Multiple definitions are useful when using physical devices which are only able to support one single disk geometry. Example:

  drive a: file="/dev/fd0H1440" 1.44m
  drive a: file="/dev/fd0H720" 720k

This instructs mtools to use /dev/fd0H1440 for 1.44m (high density) disks and /dev/fd0H720 for 720k (double density) disks. On Linux, this feature is not really needed, as the /dev/fd0 device is able to handle any geometry.

You may also use multiple drive descriptions to access both of your physical drives through one drive letter:

  drive z: file="/dev/fd0"
  drive z: file="/dev/fd1"

With this description, mdir z: accesses your first physical drive if it contains a disk.
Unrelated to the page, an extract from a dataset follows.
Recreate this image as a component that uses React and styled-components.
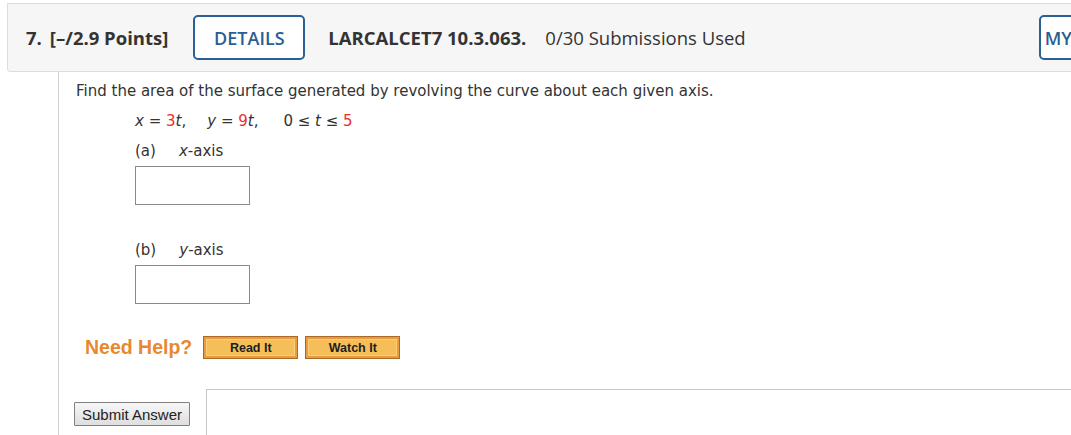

If the first drive doesn’t contain a disk, mtools checks the second drive.

When using multiple configuration files, drive descriptions in the files parsed last override descriptions for the same drive in earlier files. In order to avoid this, use the drive+ or +drive keywords instead of drive. The first adds a description to the end of the list (i.e. it will be tried last), and the first adds it to the start of the list.